Car comment parvenir à y croire, même en se frottant les yeux, non seulement Martine AUBRY n’a pas souhaité faire le moindre commentaire sur le caractère totalement arbitraire, ultra discrétionnaire et légèrement féodal de l’évènement, mais Madame la première Secrétaire préféra s’empresser de saluer la divine surprise que constitue la réapparition miraculeuse de 100 emplois, là où une semaine auparavant, tout n’était que désolation, rage et début de résignation. Pour Martine, mieux vaut applaudir le monarque qui nous a fait si peur, ouh là là, que de s’attarder sur les tenants et les aboutissants d’un système qui licencie comme il respire et ne sauve qu’exceptionnellement la mise, et encore de justesse quand c’est pour les besoins d’une campagne électorale particulièrement mal engagée ! Pour paraphraser Jacques Brel, je trouve que Madame est gentille…
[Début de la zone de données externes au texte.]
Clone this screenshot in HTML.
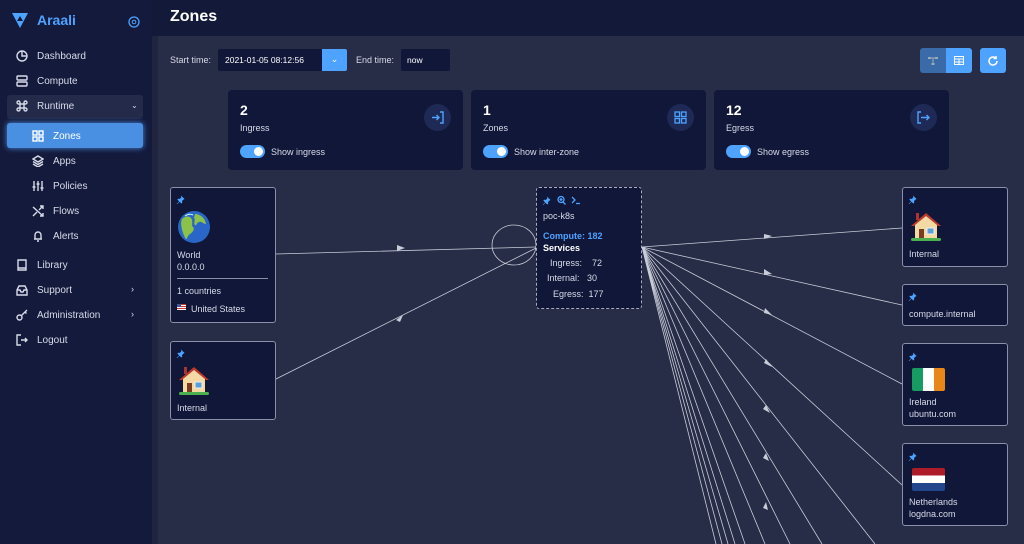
<!DOCTYPE html><html><head><meta charset="utf-8"><style>
*{box-sizing:border-box;margin:0;padding:0}
body{width:1024px;height:544px;overflow:hidden;background:#272c47;font-family:"Liberation Sans",sans-serif;color:#d8dbe8;position:relative}
.a{position:absolute}
.sb{left:0;top:0;width:152px;height:544px;background:#141a3c}
.hdr{left:0;top:0;width:1024px;height:36px;background:#131938}
.nav{left:16px;font-size:10px;color:#d8dbe8;display:flex;align-items:center;gap:9px}
.nav svg{width:12px;height:12px;stroke:#d8dbe8;fill:none;stroke-width:1.4}
.card{background:#111739;border-radius:4px}
.node{background:#111739;border:1px solid #8a90a8;border-radius:3px;font-size:8px;color:#d8dbe8}
.t{font-size:9px}
.tog{width:25px;height:13px;border-radius:7px;background:#4da3ff;position:absolute}
.tog:after{content:"";position:absolute;right:2px;top:2px;width:9px;height:9px;border-radius:50%;background:#fff}
.ic{width:27px;height:27px;border-radius:50%;background:#1e2a55;position:absolute;display:flex;align-items:center;justify-content:center}
</style></head><body>
<svg width="0" height="0" style="position:absolute"><defs><symbol id="pin" viewBox="0 0 10 10"><path d="M5.5 0.5l4 4-1.2.6-1.6 1.6.2 2-1 .8-2-2-3 3-.4-.4 3-3-2-2 .8-1 2 .2 1.6-1.6z" fill="#4da3ff"/></symbol></defs></svg>
<div class="a hdr"></div>
<div class="a sb"></div>
<div class="a" style="left:152px;top:36px;width:6px;height:508px;background:#20253f"></div>
<svg class="a" style="left:11px;top:11px" width="18" height="18" viewBox="0 0 18 18"><path d="M1 2h16L9 17z" fill="#4da3ff"/><path d="M9 5l-3 5h6z" fill="#141a3c"/></svg>
<div class="a" style="left:37px;top:12px;font-size:14px;font-weight:bold;color:#4da3ff">Araali</div>
<svg class="a" style="left:128px;top:16px" width="12" height="12"><circle cx="6" cy="6" r="5" stroke="#4da3ff" fill="none" stroke-width="1.3"/><circle cx="6" cy="6" r="1.8" stroke="#4da3ff" fill="none"/></svg>
<div class="a" style="left:170px;top:8px;font-size:16px;font-weight:bold;color:#fff">Zones</div>

<div class="a nav" style="top:50px"><svg viewBox="0 0 12 12"><circle cx="6" cy="6" r="5"/><path d="M6 1v5h5"/></svg>Dashboard</div>
<div class="a nav" style="top:75px"><svg viewBox="0 0 12 12"><rect x="1" y="1" width="10" height="4" rx="1"/><rect x="1" y="7" width="10" height="4" rx="1"/></svg>Compute</div>
<div class="a" style="left:7px;top:95px;width:136px;height:24px;background:#232a4a;border-radius:3px"></div>
<div class="a nav" style="top:100px"><svg viewBox="0 0 12 12"><path d="M4 4h4v4H4zM4 4V2.5A1.5 1.5 0 1 0 2.5 4H4M8 4V2.5A1.5 1.5 0 1 1 9.5 4H8M4 8v1.5A1.5 1.5 0 1 1 2.5 8H4M8 8v1.5A1.5 1.5 0 1 0 9.5 8H8"/></svg>Runtime</div>
<div class="a" style="left:131px;top:101px;font-size:8px">⌄</div>
<div class="a" style="left:7px;top:123px;width:136px;height:25px;background:#4a90e2;border-radius:3px;box-shadow:0 0 6px #4a90e2"></div>
<div class="a nav" style="left:32px;top:130px;color:#fff"><svg viewBox="0 0 12 12" style="stroke:#fff"><rect x="1" y="1" width="4" height="4"/><rect x="7" y="1" width="4" height="4"/><rect x="1" y="7" width="4" height="4"/><rect x="7" y="7" width="4" height="4"/></svg>Zones</div>
<div class="a nav" style="left:32px;top:155px"><svg viewBox="0 0 12 12"><path d="M6 1l5 3-5 3-5-3zM1 6.5l5 3 5-3M1 9l5 3 5-3"/></svg>Apps</div>
<div class="a nav" style="left:32px;top:180px"><svg viewBox="0 0 12 12"><path d="M2 1v10M6 1v10M10 1v10M0.5 7h3M4.5 4h3M8.5 8h3"/></svg>Policies</div>
<div class="a nav" style="left:32px;top:205px"><svg viewBox="0 0 12 12"><path d="M1 2l10 9M8 11h3V8M1 11l4-4M7 5l4-4M8 1h3v3"/></svg>Flows</div>
<div class="a nav" style="left:32px;top:230px"><svg viewBox="0 0 12 12"><path d="M3 9V5a3 3 0 0 1 6 0v4H2h8M5 11h2"/></svg>Alerts</div>
<div class="a nav" style="top:259px"><svg viewBox="0 0 12 12"><path d="M2 1h8v10H2zM2 9h8"/></svg>Library</div>
<div class="a nav" style="top:284px"><svg viewBox="0 0 12 12"><path d="M1 6l2-4h6l2 4v5H1zM1 6h3l1 2h2l1-2h3"/></svg>Support</div>
<div class="a" style="left:131px;top:284px;font-size:9px">›</div>
<div class="a nav" style="top:309px"><svg viewBox="0 0 12 12"><circle cx="3.5" cy="8.5" r="2.5"/><path d="M5.5 6.5L11 1M9 3l1.5 1.5"/></svg>Administration</div>
<div class="a" style="left:131px;top:309px;font-size:9px">›</div>
<div class="a nav" style="top:334px"><svg viewBox="0 0 12 12"><path d="M5 1H1v10h4M5 6h6M9 4l2 2-2 2"/></svg>Logout</div>

<div class="a" style="left:170px;top:55px;font-size:9px">Start time:</div>
<div class="a" style="left:218px;top:49px;width:106px;height:22px;background:#111739;border-radius:2px;font-size:8.5px;color:#fff;padding:6px 0 0 7px">2021-01-05 08:12:56</div>
<div class="a" style="left:322px;top:49px;width:25px;height:22px;background:#4da3ff;border-radius:0 2px 2px 0;color:#fff;font-size:9px;text-align:center;line-height:20px">⌄</div>
<div class="a" style="left:356px;top:55px;font-size:9px">End time:</div>
<div class="a" style="left:401px;top:49px;width:49px;height:22px;background:#111739;border-radius:2px;font-size:8.5px;color:#fff;padding:6px 0 0 6px">now</div>
<div class="a" style="left:920px;top:48px;width:26px;height:25px;background:#3a6aa8;border-radius:3px 0 0 3px"></div>
<svg class="a" style="left:927px;top:55px" width="12" height="12"><g fill="#9ab" ><rect x="1" y="2" width="3" height="2"/><rect x="8" y="2" width="3" height="2"/><rect x="4.5" y="8" width="3" height="2"/></g><path d="M4 3h4M6 3v5" stroke="#9ab"/></svg>
<div class="a" style="left:946px;top:48px;width:26px;height:25px;background:#4da3ff;border-radius:0 3px 3px 0"></div>
<svg class="a" style="left:954px;top:56px" width="10" height="9"><rect x="0.5" y="0.5" width="9" height="8" fill="none" stroke="#fff"/><path d="M0 3h10M0 6h10M5 3v6" stroke="#fff"/></svg>
<div class="a" style="left:980px;top:48px;width:26px;height:25px;background:#4da3ff;border-radius:3px"></div>
<svg class="a" style="left:987px;top:55px" width="12" height="12"><path d="M10 6a4 4 0 1 1-1.5-3.1M9 1v2.5H6.5" fill="none" stroke="#fff" stroke-width="1.5"/></svg>

<div class="a card" style="left:228px;top:90px;width:235px;height:80px"></div>
<div class="a" style="left:240px;top:102px;font-size:14px;font-weight:bold;color:#fff">2</div>
<div class="a" style="left:240px;top:123px;font-size:9px">Ingress</div>
<div class="tog" style="left:240px;top:145px"></div>
<div class="a" style="left:271px;top:147px;font-size:9px">Show ingress</div>
<div class="ic" style="left:424px;top:104px"><svg width="13" height="13"><path d="M1 6.5h7M5.5 4l2.5 2.5-2.5 2.5M9 1h3v11H9" fill="none" stroke="#4da3ff" stroke-width="1.4"/></svg></div>
<div class="a card" style="left:471px;top:90px;width:235px;height:80px"></div>
<div class="a" style="left:483px;top:102px;font-size:14px;font-weight:bold;color:#fff">1</div>
<div class="a" style="left:483px;top:123px;font-size:9px">Zones</div>
<div class="tog" style="left:483px;top:145px"></div>
<div class="a" style="left:514px;top:147px;font-size:9px">Show inter-zone</div>
<div class="ic" style="left:667px;top:104px"><svg width="13" height="13" fill="none" stroke="#4da3ff" stroke-width="1.3"><rect x="1" y="1" width="4.5" height="4.5"/><rect x="7.5" y="1" width="4.5" height="4.5"/><rect x="1" y="7.5" width="4.5" height="4.5"/><rect x="7.5" y="7.5" width="4.5" height="4.5"/></svg></div>
<div class="a card" style="left:714px;top:90px;width:235px;height:80px"></div>
<div class="a" style="left:726px;top:102px;font-size:14px;font-weight:bold;color:#fff">12</div>
<div class="a" style="left:726px;top:123px;font-size:9px">Egress</div>
<div class="tog" style="left:726px;top:145px"></div>
<div class="a" style="left:757px;top:147px;font-size:9px">Show egress</div>
<div class="ic" style="left:910px;top:104px"><svg width="13" height="13"><path d="M4 1H1v11h3M4 6.5h8M9.5 4l2.5 2.5-2.5 2.5" fill="none" stroke="#4da3ff" stroke-width="1.4"/></svg></div>

<svg class="a" style="left:0;top:0" width="1024" height="544" stroke="#c8ccd8" stroke-width="0.8" fill="none">
<path d="M276 254L536 247M276 379L536 248"/>
<ellipse cx="514" cy="245" rx="22" ry="20"/>
<path d="M642 247L902 228M642 247L902 305M642 247L902 384M642 247L902 485M642 247L875 544M642 247L822 544M642 247L790 544M642 247L765 544M642 247L745 544M642 247L735 544M642 247L728 544M642 247L722 544M642 247L716 544"/>
<g fill="#c8ccd8" stroke="none">
<path d="M397 245l8 3-8 3zM396 320l7-5-3 7zM764 234l8 2-8 3zM764 269l8 5-8 1zM765 308l7 7-8-2zM766 359l6 8-8-4zM766 405l4 8-7-4zM766 453l3 8-6-3zM766 502l2 8-5-2z"/>
</g>
</svg>

<div class="a node" style="left:170px;top:187px;width:106px;height:136px"></div>
<svg class="a" style="left:176px;top:195px" width="9" height="9"><use href="#pin"/></svg>
<svg class="a" style="left:177px;top:210px" width="34" height="34"><circle cx="17" cy="17" r="16" fill="#2a66c8"/><path d="M5 9c4-4 9-3 10 1s-1 5 1 7 0 5-3 7-3 6-4 5S2 16 5 9zM18 4c5 0 10 4 11 10-3 0-4-3-7-2s-2 4-4 3 1-6-1-7z" fill="#8bc34a"/><path d="M8 6c3-2 6-2 8-1" stroke="#cfe" stroke-width="1" fill="none"/></svg>
<div class="a t" style="left:177px;top:250px">World</div>
<div class="a t" style="left:177px;top:262px">0.0.0.0</div>
<div class="a" style="left:177px;top:278px;width:91px;height:1px;background:#8a90a8"></div>
<div class="a t" style="left:177px;top:286px">1 countries</div>
<div class="a" style="left:177px;top:304px;width:9px;height:6px;background:repeating-linear-gradient(#c33 0 1px,#fff 1px 2px)"></div>
<div class="a" style="left:177px;top:304px;width:4px;height:3px;background:#3c5a9a"></div>
<div class="a t" style="left:191px;top:304px">United States</div>

<div class="a node" style="left:170px;top:341px;width:106px;height:79px"></div>
<svg class="a" style="left:176px;top:349px" width="9" height="9"><use href="#pin"/></svg>
<svg class="a" style="left:177px;top:364px" width="34" height="34"><rect x="7" y="3" width="3" height="7" fill="#a33"/><path d="M2 16L17 3l15 13h-3L17 6 5 16z" fill="#c0392b"/><path d="M6 15L17 6l11 9v15H6z" fill="#f3d9a4"/><rect x="10" y="19" width="5" height="11" fill="#7a3b1e"/><rect x="18" y="18" width="7" height="6" fill="#5aa0d8" stroke="#eee"/><rect x="2" y="28" width="30" height="3" rx="1.5" fill="#4caf50"/></svg>
<div class="a t" style="left:177px;top:403px">Internal</div>

<div class="a node" style="left:536px;top:187px;width:106px;height:122px;border:1px dashed #aab"></div>
<svg class="a" style="left:542px;top:196px" width="9" height="9"><use href="#pin"/></svg>
<svg class="a" style="left:556px;top:195px" width="30" height="10" fill="none" stroke="#4da3ff" stroke-width="1.3"><circle cx="5" cy="4.5" r="3"/><path d="M7 7l2.5 2.5M3.5 4.5h3M5 3v3M16 2l3 3-3 3M20 8.5h4"/></svg>
<div class="a t" style="left:543px;top:211px">poc-k8s</div>
<div class="a t" style="left:543px;top:231px;color:#4da3ff;font-weight:bold">Compute: 182</div>
<div class="a t" style="left:543px;top:243px;color:#fff;font-weight:bold">Services</div>
<div class="a t" style="left:550px;top:258px">Ingress:&nbsp;&nbsp;&nbsp; 72</div>
<div class="a t" style="left:547px;top:273px">Internal:&nbsp;&nbsp; 30</div>
<div class="a t" style="left:553px;top:289px">Egress:&nbsp; 177</div>

<div class="a node" style="left:902px;top:187px;width:106px;height:80px"></div>
<svg class="a" style="left:908px;top:195px" width="9" height="9"><use href="#pin"/></svg>
<svg class="a" style="left:909px;top:210px" width="34" height="34"><rect x="7" y="3" width="3" height="7" fill="#a33"/><path d="M2 16L17 3l15 13h-3L17 6 5 16z" fill="#c0392b"/><path d="M6 15L17 6l11 9v15H6z" fill="#f3d9a4"/><rect x="10" y="19" width="5" height="11" fill="#7a3b1e"/><rect x="18" y="18" width="7" height="6" fill="#5aa0d8" stroke="#eee"/><rect x="2" y="28" width="30" height="3" rx="1.5" fill="#4caf50"/></svg>
<div class="a t" style="left:909px;top:249px">Internal</div>

<div class="a node" style="left:902px;top:284px;width:106px;height:42px"></div>
<svg class="a" style="left:908px;top:292px" width="9" height="9"><use href="#pin"/></svg>
<div class="a t" style="left:909px;top:309px">compute.internal</div>

<div class="a node" style="left:902px;top:343px;width:106px;height:83px"></div>
<svg class="a" style="left:908px;top:352px" width="9" height="9"><use href="#pin"/></svg>
<div class="a" style="left:912px;top:368px;width:33px;height:23px;border-radius:2px;background:linear-gradient(90deg,#169b62 33%,#fff 33% 66%,#e8861a 66%)"></div>
<div class="a t" style="left:909px;top:397px">Ireland</div>
<div class="a t" style="left:909px;top:409px">ubuntu.com</div>

<div class="a node" style="left:902px;top:443px;width:106px;height:83px"></div>
<svg class="a" style="left:908px;top:452px" width="9" height="9"><use href="#pin"/></svg>
<div class="a" style="left:912px;top:468px;width:33px;height:23px;border-radius:2px;background:linear-gradient(#ae1c28 33%,#fff 33% 66%,#21468b 66%)"></div>
<div class="a t" style="left:909px;top:497px">Netherlands</div>
<div class="a t" style="left:909px;top:509px">logdna.com</div>
</body></html>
Voilà où en est rendu le Parti Socialiste. On le dit souvent coupé de sa base et plus encore du monde ouvrier. Martien AUBRY qui le dirige depuis le départ de l’actuel candidat socialiste, vient d’en administrer une preuve magistrale. Sa priorité, leur priorité, c’est la mendicité. Celle des emplois, cette denrée rare que le patronat français a si bien réussi à rendre telle, au point qu’on se prosterne, merci pour LEJABY, dès qu’un mécène ou un potentat daigne en laisser un cent en pâture à de pauvres manants, totalement enclavés dans les monts du Velay. Et Martine d’applaudir. Et la classe politique de tressaillir de joie et de se congratuler pour cent emplois prétendument sauvés. Mais de se pincer le nez à l’odeur de tous ceux qui fondent et frappent pauvres gens sans défense ou militants en déroute. Mais qui se préoccupe de leur dignité ? Ceux-là mêmes qui ont abdiqué de la leur en absolvant par avance ces tractations et ces manœuvres d’un autre âge sur le dos de pauvres salariés ?
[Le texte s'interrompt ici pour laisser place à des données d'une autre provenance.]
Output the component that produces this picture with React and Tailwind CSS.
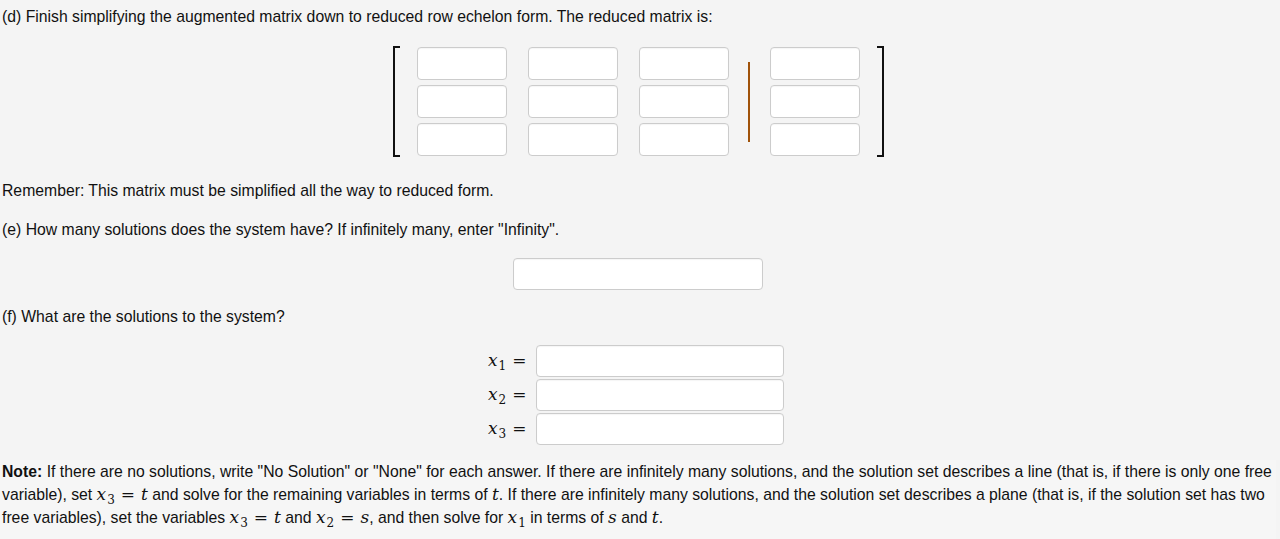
const Box = ({ className = '' }) => (
  <div className={`bg-white border border-[#cccccc] rounded-[4px] shadow-[inset_0_1px_1px_rgba(0,0,0,0.04)] ${className}`}></div>
);

const V = ({ n, sub }) => (
  <span className="font-['DejaVu_Serif',serif] italic text-[17px] leading-none">
    {n}
    {sub && <span className="not-italic text-[12px] align-[-4px] ml-[1px]">{sub}</span>}
  </span>
);

const Eq = () => (
  <span className="font-['DejaVu_Serif',serif] text-[17px] leading-none mx-[6px]">=</span>
);

const App = () => {
  const rows = [0, 1, 2];

  const col = (k) => (
    <div key={k} className="flex flex-col gap-[5px]">
      {rows.map((r) => (
        <Box key={r} className="w-[90px] h-[33px]" />
      ))}
    </div>
  );

  return (
    <div className="min-h-screen bg-[#f4f4f4] text-[#111] font-['Liberation_Sans',Arial,sans-serif] text-[15.75px]">
      <div className="w-[1276px]">
        <p className="pt-[6px] pl-[2px] leading-[22px]">
          (d) Finish simplifying the augmented matrix down to reduced row echelon form. The reduced matrix is:
        </p>

        {/* augmented matrix */}
        <div className="flex justify-center mt-[18px]">
          <div className="flex items-stretch h-[111px]">
            <div className="w-[7px] border-l-2 border-t-2 border-b-2 border-[#111]"></div>
            <div className="flex pl-[17px] py-[1px]">
              <div className="flex gap-[21px]">
                {col(0)}
                {col(1)}
                {col(2)}
              </div>
              <div className="flex items-center ml-[19px] mr-[20px]">
                <div className="w-[2px] h-[80px] bg-[#a0520a]"></div>
              </div>
              {col(3)}
            </div>
            <div className="w-[7px] ml-[17px] border-r-2 border-t-2 border-b-2 border-[#111]"></div>
          </div>
        </div>

        <p className="mt-[23px] pl-[2px] leading-[22px]">
          Remember: This matrix must be simplified all the way to reduced form.
        </p>

        <p className="mt-[17px] pl-[2px] leading-[22px]">
          (e) How many solutions does the system have? If infinitely many, enter "Infinity".
        </p>

        <div className="flex justify-center mt-[17px]">
          <Box className="w-[250px] h-[32px]" />
        </div>

        <p className="mt-[16px] pl-[2px] leading-[22px]">(f) What are the solutions to the system?</p>

        <div className="flex justify-center mt-[17px]">
          <div className="flex flex-col gap-[2px] ml-[-6px]">
            {['1', '2', '3'].map((s) => (
              <div key={s} className="flex items-center">
                <div className="w-[49px] text-right pr-[3px] whitespace-nowrap">
                  <V n="x" sub={s} />
                  <Eq />
                </div>
                <Box className="w-[248px] h-[32px]" />
              </div>
            ))}
          </div>
        </div>

        <div className="mt-[15px] bg-[#f6f6f6] pl-[2px] leading-[23px] pb-[10px]">
          <p>
            <b>Note:</b> If there are no solutions, write "No Solution" or "None" for each answer. If there are infinitely many solutions, and the solution set describes a line (that is, if there is only one free
            <br />
            variable), set <V n="x" sub="3" /><Eq /><V n="t" /> and solve for the remaining variables in terms of <V n="t" />. If there are infinitely many solutions, and the solution set describes a plane (that is, if the solution set has two
            <br />
            free variables), set the variables <V n="x" sub="3" /><Eq /><V n="t" /> and <V n="x" sub="2" /><Eq /><V n="s" />, and then solve for <V n="x" sub="1" /> in terms of <V n="s" /> and <V n="t" />.
          </p>
        </div>
      </div>
    </div>
  );
};

export default App;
Le mot est lâché. Ils ne sont que salariés. En tant que salariés, ils n’ont le droit que de regarder, pas de toucher. Pas de jouer, pas de participer. Et sûrement pas de décider. D’un bout à l’autre, tout les concerne. C’est leur vie qui est en jeu. Leurs familles, leur revenu, leur survie. Eh bien non. Ce qui compte, au sens de ce qui décide, ce sont ceux qui détiennent le capital. Celui de l’entreprise qui s’écroule, ou celui de l’entreprise qui achète. Les achète. Les rachète. Oui, vous avez bien entendu, les rachète. Ceux qui parlent, ceux qui peuvent agir et s’en targuer, pour une fois qu’ils le font dans le sens qu’on attend d’eux, contraints qu’ils sont par la peur de perdre leurs privilèges, ce sont les autres. Pas les salariés. Pas ceux qui sont au cœur. Cherchez l’erreur…
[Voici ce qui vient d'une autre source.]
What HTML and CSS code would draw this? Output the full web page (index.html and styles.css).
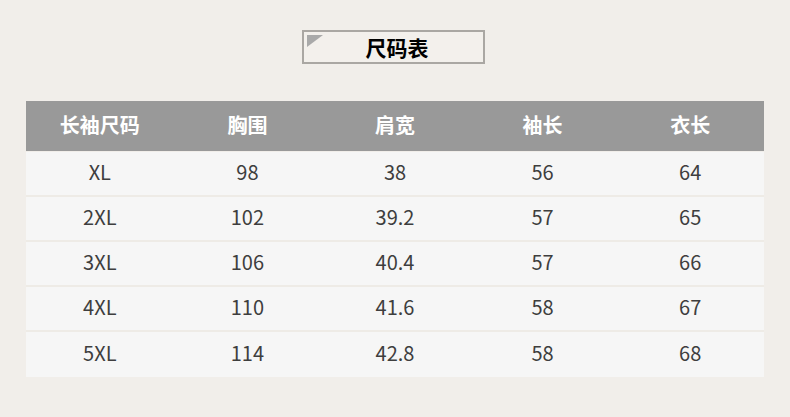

L’erreur, et nous ne le dirons jamais assez, c’est cette infirmité organisée, cette condition de modernes intouchables, cet apartheid qui les maintient dans un rôle de figurants à vie et de souffre-douleurs endurants et muets, quand bien même ce serait leur existence qui serait en jeu, à Yssingeaux ou à Paimpol, à Continental ou à Roscoff, à Métaleurop ou à Seafrance. Stop à ce statut inique qui circonscrit aux bornes de la vie sociale, aux limites de la partie, en lisière du pouvoir et à la porte de la démocratie. Ce statut de salarié qui ne vaut que moyennant le silence et l’acceptation, pour que soit maintenue la pitance, et servie la rente fragile qu’un souffle venu d’on ne sait où, et sur lequel on n’a aucune prise, peut mettre à mal ou détruire du jour au lendemain. C’est cela qu’il faut casser, cette impossibilité congénitale d’avoir voix au chapitre, d’être acteur de son travail, de son entreprise, de sa vie, alors même que l’on représente l’essence même (ce sont les comptables qui le disent) de la valeur ajoutée créée. Et pourquoi celle-ci ne donnerait-elle pas droit au pouvoir, c’est-à-dire aux parts et aux actions, au même titre que l’autre facteur de production qu’est l’argent ?
Alors merci pour LEJABY ? Oui si c’est pour y réfléchir, mais ne comptons pas sur Madame AUBRY, faisons le par nous même. Elle, elle y a renoncé par avance. C’est une perspective dans laquelle elle ne s’inscrit même pas. C’est une perspective qui lui est totalement étrangère et qui n’est au mieux qu’angoisse, incertitude, danger. Mieux vaut dire merci pour LEJABY et passer à autre chose, détourner la tête et se retrancher dans la commisération. Merci bien pour LEJABY et bonjour chez vous. Martine la socialiste vous salue bien, travailleurs de tous les pays.